Já Eduardo Bolsonaro, o deputado que pregou o golpe, em seu primeiro mandato, em 2016, pagou R$ 1 milhão por um apartamento em Botafogo, Zona Sul do Rio. A escritura mostra que ele deu um sinal de R$ 81 mil e estava pagando, no ato, mais R$ 100 mil em “moeda corrente do país, contada e achada certa”, ou seja, dinheiro vivo. O mesmo registro ainda firma o compromisso do deputado de pagar mais R$ 18,9 mil seis dias depois. A maior parte, R$ 800 mil foi financiada pela CEF. Em 2011, Eduardo Bolsonaro comprou por R$ 160 mil outro imóvel. Do total, R$ 50 mil foram honrados em espécie. A secretaria municipal de fazenda, para efeitos fiscais, avaliou o imóvel por R$ 228 mil, ou seja 30% a mais. As revelações foram do jornal “O Globo”.
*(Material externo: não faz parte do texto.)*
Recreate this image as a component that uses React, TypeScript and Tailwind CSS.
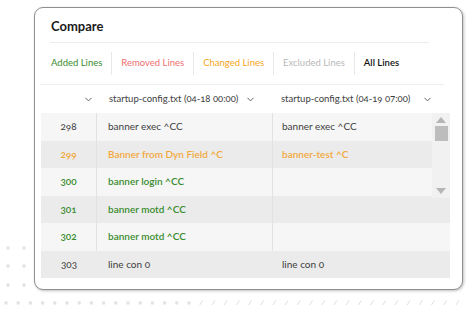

Carlos Bolsonaro é outro investidor do Banco Imobiliário familiar. O jornal “Estado de São Paulo” mostrou que em 2003, no primeiro mandato como vereador, pagou R$ 150 mil em dinheiro vivo por um imóvel na Tijuca. O valor corrigido é de R$ 366 mil. Um dos três imóveis comprados pelo vereador durante a vida pública foi adquirido por preço 70% abaixo do avaliado pela Prefeitura. O apart-hotel custou ao filho “zero dois” R$ 70 mil, quando o valor venal era de R$ 236 mil estipulado pela prefeitura para cobrança de imposto.
As transações imobiliárias, quase sempre em espécie, justificariam até mesmo a abertura de um negócio de administração de imóveis, a Imobiliária Bolsonaro que agregaria ganhos até com corretagem. Não fariam inveja às malas de Geddel Vieira Lima e seus R$ 52 milhões, mas explodiriam a mala dos R$ 500 mil arrastada por Rocha Loures – assessor de Michel Temer – pelas ruas da capital paulista. O curioso é que, das transações bancárias, os R$ 89 mil depositados em 27 cheques por Fabrício Queiroz para a primeira-dama, assim como as demais, permanecem sem explicações. Murros na boca de jornalistas não apagam os fatos nem evitam o calvário entre o Banco Imobiliário e o banco dos réus.